§ **Data excerpt**:
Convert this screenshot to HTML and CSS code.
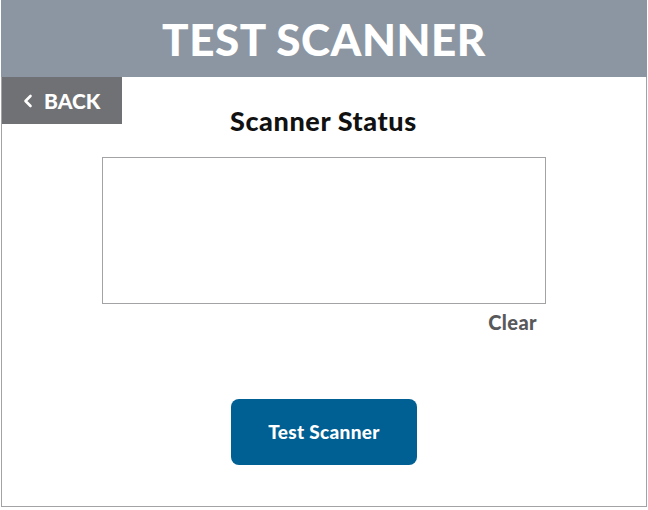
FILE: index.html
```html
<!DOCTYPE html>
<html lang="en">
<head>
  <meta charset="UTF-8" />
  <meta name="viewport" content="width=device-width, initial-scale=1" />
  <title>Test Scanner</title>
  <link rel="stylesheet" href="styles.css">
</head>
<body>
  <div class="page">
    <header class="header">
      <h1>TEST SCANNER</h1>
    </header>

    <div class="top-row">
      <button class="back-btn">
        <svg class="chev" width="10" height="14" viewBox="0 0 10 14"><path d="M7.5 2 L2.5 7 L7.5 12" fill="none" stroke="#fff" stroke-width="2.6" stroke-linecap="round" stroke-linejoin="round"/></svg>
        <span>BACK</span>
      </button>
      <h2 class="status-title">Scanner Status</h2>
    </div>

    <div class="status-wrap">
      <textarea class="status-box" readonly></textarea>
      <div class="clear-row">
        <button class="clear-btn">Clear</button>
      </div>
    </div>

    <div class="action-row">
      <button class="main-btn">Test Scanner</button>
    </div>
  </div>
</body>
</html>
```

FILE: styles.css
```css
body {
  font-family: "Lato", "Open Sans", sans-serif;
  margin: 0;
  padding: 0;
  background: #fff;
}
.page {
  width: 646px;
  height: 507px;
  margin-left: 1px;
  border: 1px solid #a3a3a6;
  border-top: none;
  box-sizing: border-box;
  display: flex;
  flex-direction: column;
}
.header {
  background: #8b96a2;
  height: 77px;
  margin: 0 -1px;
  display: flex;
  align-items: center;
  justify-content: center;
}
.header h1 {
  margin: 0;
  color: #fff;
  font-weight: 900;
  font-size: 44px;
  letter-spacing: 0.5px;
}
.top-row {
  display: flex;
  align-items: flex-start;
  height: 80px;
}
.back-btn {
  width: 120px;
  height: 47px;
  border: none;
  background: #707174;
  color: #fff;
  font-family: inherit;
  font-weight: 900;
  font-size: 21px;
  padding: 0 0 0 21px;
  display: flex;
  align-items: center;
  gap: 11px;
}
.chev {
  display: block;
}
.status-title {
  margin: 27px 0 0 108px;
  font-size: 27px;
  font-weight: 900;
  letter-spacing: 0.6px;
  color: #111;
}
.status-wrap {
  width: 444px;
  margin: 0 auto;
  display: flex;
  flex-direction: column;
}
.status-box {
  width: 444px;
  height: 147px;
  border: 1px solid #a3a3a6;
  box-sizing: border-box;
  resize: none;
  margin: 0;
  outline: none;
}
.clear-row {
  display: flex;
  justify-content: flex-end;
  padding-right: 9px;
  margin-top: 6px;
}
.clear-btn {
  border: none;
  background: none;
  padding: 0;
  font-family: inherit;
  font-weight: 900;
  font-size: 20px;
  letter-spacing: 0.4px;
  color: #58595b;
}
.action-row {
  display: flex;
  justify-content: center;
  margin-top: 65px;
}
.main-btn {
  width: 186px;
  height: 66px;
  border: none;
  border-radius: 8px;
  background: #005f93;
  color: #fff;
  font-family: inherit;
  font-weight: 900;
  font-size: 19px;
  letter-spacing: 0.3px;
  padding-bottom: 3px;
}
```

§ **Goal**:
Copy the material above exactly and drop the pictures.

§ **Written solution**:
Convert this screenshot to HTML and CSS code.
FILE: index.html
```html
<!DOCTYPE html>
<html lang="en">
<head>
  <meta charset="UTF-8" />
  <meta name="viewport" content="width=device-width, initial-scale=1" />
  <title>Test Scanner</title>
  <link rel="stylesheet" href="styles.css">
</head>
<body>
  <div class="page">
    <header class="header">
      <h1>TEST SCANNER</h1>
    </header>

    <div class="top-row">
      <button class="back-btn">
        <svg class="chev" width="10" height="14" viewBox="0 0 10 14"><path d="M7.5 2 L2.5 7 L7.5 12" fill="none" stroke="#fff" stroke-width="2.6" stroke-linecap="round" stroke-linejoin="round"/></svg>
        <span>BACK</span>
      </button>
      <h2 class="status-title">Scanner Status</h2>
    </div>

    <div class="status-wrap">
      <textarea class="status-box" readonly></textarea>
      <div class="clear-row">
        <button class="clear-btn">Clear</button>
      </div>
    </div>

    <div class="action-row">
      <button class="main-btn">Test Scanner</button>
    </div>
  </div>
</body>
</html>
```

FILE: styles.css
```css
body {
  font-family: "Lato", "Open Sans", sans-serif;
  margin: 0;
  padding: 0;
  background: #fff;
}
.page {
  width: 646px;
  height: 507px;
  margin-left: 1px;
  border: 1px solid #a3a3a6;
  border-top: none;
  box-sizing: border-box;
  display: flex;
  flex-direction: column;
}
.header {
  background: #8b96a2;
  height: 77px;
  margin: 0 -1px;
  display: flex;
  align-items: center;
  justify-content: center;
}
.header h1 {
  margin: 0;
  color: #fff;
  font-weight: 900;
  font-size: 44px;
  letter-spacing: 0.5px;
}
.top-row {
  display: flex;
  align-items: flex-start;
  height: 80px;
}
.back-btn {
  width: 120px;
  height: 47px;
  border: none;
  background: #707174;
  color: #fff;
  font-family: inherit;
  font-weight: 900;
  font-size: 21px;
  padding: 0 0 0 21px;
  display: flex;
  align-items: center;
  gap: 11px;
}
.chev {
  display: block;
}
.status-title {
  margin: 27px 0 0 108px;
  font-size: 27px;
  font-weight: 900;
  letter-spacing: 0.6px;
  color: #111;
}
.status-wrap {
  width: 444px;
  margin: 0 auto;
  display: flex;
  flex-direction: column;
}
.status-box {
  width: 444px;
  height: 147px;
  border: 1px solid #a3a3a6;
  box-sizing: border-box;
  resize: none;
  margin: 0;
  outline: none;
}
.clear-row {
  display: flex;
  justify-content: flex-end;
  padding-right: 9px;
  margin-top: 6px;
}
.clear-btn {
  border: none;
  background: none;
  padding: 0;
  font-family: inherit;
  font-weight: 900;
  font-size: 20px;
  letter-spacing: 0.4px;
  color: #58595b;
}
.action-row {
  display: flex;
  justify-content: center;
  margin-top: 65px;
}
.main-btn {
  width: 186px;
  height: 66px;
  border: none;
  border-radius: 8px;
  background: #005f93;
  color: #fff;
  font-family: inherit;
  font-weight: 900;
  font-size: 19px;
  letter-spacing: 0.3px;
  padding-bottom: 3px;
}
```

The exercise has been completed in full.